We are also unique on this planet—which is not to say that beings with rational souls don't exist elsewhere in the universe(s). In fact, I believe they must exist. We are unique in the way we bend the laws of the material universe to explore and invent. We can't fly naturally, so using our intellect we discovered then reverse-engineered the physics to design and build machines to allow us flight. We cannot exist underwater or in space naturally, so we studied the physics of that and designed and built machines that allow us to travel in both places.

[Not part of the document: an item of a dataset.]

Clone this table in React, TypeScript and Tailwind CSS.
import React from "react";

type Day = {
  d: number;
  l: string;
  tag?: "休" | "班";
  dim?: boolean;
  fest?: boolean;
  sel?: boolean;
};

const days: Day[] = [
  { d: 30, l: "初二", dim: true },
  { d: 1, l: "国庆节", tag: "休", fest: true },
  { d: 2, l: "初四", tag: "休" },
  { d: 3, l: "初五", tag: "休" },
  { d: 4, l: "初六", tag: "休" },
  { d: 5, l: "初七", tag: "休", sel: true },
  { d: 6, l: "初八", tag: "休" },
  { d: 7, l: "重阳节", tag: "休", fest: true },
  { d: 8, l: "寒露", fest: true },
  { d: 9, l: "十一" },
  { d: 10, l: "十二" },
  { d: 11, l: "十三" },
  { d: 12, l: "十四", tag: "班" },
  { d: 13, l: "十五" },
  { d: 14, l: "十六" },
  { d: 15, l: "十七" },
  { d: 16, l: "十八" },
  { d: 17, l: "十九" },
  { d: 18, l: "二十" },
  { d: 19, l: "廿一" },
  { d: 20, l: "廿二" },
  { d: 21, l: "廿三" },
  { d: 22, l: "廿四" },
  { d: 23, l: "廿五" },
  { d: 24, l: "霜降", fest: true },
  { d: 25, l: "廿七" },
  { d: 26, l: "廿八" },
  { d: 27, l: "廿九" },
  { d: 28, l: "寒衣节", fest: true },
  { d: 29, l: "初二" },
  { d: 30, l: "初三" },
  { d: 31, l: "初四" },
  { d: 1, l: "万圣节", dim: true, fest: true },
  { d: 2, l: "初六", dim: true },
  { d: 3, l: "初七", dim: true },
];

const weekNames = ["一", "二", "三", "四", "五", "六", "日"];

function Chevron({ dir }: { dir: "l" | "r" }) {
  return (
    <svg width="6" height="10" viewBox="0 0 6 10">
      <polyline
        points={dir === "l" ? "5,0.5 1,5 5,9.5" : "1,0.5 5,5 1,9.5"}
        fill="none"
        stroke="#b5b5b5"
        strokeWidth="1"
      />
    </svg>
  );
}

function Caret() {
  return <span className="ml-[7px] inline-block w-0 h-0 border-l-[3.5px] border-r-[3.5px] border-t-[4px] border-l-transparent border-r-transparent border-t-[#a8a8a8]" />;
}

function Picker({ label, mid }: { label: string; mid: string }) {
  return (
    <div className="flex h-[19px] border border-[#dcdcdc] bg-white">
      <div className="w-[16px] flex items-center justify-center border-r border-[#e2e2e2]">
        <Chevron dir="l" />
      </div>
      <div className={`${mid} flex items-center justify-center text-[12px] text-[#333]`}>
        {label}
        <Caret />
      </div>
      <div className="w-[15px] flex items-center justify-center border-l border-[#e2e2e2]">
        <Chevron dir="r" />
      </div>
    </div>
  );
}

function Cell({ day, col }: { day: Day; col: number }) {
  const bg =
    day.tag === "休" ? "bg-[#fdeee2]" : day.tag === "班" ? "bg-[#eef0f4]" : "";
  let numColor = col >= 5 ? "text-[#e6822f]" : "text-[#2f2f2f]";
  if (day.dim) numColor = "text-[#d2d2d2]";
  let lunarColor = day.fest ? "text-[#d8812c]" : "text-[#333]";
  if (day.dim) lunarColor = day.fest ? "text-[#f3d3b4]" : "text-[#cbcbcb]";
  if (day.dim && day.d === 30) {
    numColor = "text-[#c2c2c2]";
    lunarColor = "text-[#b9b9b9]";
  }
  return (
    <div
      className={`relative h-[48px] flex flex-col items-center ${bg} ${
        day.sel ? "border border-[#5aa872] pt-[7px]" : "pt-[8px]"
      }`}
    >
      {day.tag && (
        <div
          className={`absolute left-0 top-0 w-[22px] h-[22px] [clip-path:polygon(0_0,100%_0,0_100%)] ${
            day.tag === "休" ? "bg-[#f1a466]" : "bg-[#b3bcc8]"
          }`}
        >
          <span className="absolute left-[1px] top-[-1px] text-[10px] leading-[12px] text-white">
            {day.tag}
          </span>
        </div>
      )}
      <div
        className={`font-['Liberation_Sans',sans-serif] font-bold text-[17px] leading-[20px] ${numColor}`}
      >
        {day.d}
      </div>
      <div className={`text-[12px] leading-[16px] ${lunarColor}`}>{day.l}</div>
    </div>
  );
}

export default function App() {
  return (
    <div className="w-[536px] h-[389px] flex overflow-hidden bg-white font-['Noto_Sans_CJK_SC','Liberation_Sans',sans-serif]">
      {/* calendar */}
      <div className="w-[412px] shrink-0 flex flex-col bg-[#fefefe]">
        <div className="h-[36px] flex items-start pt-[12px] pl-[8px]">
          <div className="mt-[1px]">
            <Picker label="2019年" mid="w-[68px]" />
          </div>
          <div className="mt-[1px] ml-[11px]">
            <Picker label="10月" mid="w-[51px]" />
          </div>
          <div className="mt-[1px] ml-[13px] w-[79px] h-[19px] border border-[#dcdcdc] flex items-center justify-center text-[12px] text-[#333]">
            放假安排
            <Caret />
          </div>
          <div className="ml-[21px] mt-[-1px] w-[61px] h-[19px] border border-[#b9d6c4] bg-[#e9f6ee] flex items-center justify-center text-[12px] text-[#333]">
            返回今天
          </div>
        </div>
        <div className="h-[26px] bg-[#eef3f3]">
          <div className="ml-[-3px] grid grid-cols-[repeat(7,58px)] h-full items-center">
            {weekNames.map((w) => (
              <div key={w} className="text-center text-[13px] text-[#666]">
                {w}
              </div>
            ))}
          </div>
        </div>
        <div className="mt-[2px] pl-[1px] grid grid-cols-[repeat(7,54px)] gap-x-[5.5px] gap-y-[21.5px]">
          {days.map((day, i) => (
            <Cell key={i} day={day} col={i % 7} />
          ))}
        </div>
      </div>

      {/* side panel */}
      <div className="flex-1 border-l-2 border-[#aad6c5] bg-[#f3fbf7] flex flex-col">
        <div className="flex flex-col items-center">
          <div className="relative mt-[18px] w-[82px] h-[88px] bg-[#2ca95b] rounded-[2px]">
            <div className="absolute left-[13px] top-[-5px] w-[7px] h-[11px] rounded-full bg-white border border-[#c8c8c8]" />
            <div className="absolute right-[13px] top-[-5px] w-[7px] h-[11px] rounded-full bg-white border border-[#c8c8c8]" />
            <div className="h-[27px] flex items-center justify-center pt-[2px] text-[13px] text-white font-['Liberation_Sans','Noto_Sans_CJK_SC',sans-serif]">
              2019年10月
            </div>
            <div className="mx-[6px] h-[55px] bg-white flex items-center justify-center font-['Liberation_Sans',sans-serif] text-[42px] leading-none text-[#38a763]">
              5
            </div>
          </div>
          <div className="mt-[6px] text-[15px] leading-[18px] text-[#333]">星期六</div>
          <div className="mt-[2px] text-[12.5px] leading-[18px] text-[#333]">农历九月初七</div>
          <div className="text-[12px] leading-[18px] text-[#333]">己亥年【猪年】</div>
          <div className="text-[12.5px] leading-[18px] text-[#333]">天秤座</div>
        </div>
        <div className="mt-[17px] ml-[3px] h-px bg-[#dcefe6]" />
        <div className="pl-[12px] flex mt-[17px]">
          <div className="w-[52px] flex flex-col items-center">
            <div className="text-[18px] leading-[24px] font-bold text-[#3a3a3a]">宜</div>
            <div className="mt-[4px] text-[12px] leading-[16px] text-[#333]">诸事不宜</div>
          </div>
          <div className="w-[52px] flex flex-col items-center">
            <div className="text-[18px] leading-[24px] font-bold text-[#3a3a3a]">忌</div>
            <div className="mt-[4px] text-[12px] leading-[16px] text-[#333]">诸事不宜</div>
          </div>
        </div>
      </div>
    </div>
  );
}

Despite the millions of years life has been evolving on the planet, there is no animal that is "almost human."
I would consider fallible humans as almost human.
Beyond that, I'd ask why it's necessary to pit evolution and creation (or science and faith) against each other. As a writer, I can tell you that my relationship with my creation is very much like God's relationship to His. I love my creation and therefore, I create it. I put enough of myself into the people I create that you could say I created them in my image. I put enough of myself into the stories I write that you could say I am in my creation, yet I exist beyond it and am not bound by its laws (which I also created). And yet, the process by which I do this is evolutionary. The world and its characters start out as mere ideas and grow and change as I work with them. They're not always obedient, either. :)

If you watch an artist create a sculpture from beginning to end, it's even clearer that creation and evolution are virtually the same process. The difference is what tools are used in that process and whether you believe that process is blind and random or guided. Well, yes, of course regardless of what one believes about God they are guided by the laws of physics, some of which scientists can describe even if they can't explain exactly why they exist as they do.
Well, science does not consider the Natural Laws and processes of our physical existence 'random'. Anthropomorphic considerations of being sighted or blind are not a consideration in science concerning nature.
 

Dan From Smithville

"We are both impressed and daunted." Cargn
Staff member
Premium Member
So they had cracks and crevices but no signs of age. That is a contradiction.
They were dirt free,. So someone washed them off. That is a nonsense comment.
They were C-14 dated to be circa 500 AD.
And the depiction of Stegosaurus from circa 900 AD.
All these refute evolution and billions of years forever.
Sigh!

No they were not.

No it does not refute the theory of evolution.
 

SavedByTheLord

Well-Known Member
You sure made your case with this incoherent response.

Are you claiming you bought the 20th Century fake dinosaur figurines and broke them?
C-14 dated to 500 BC
And don’t forget the Stegosaurus etching in the temple.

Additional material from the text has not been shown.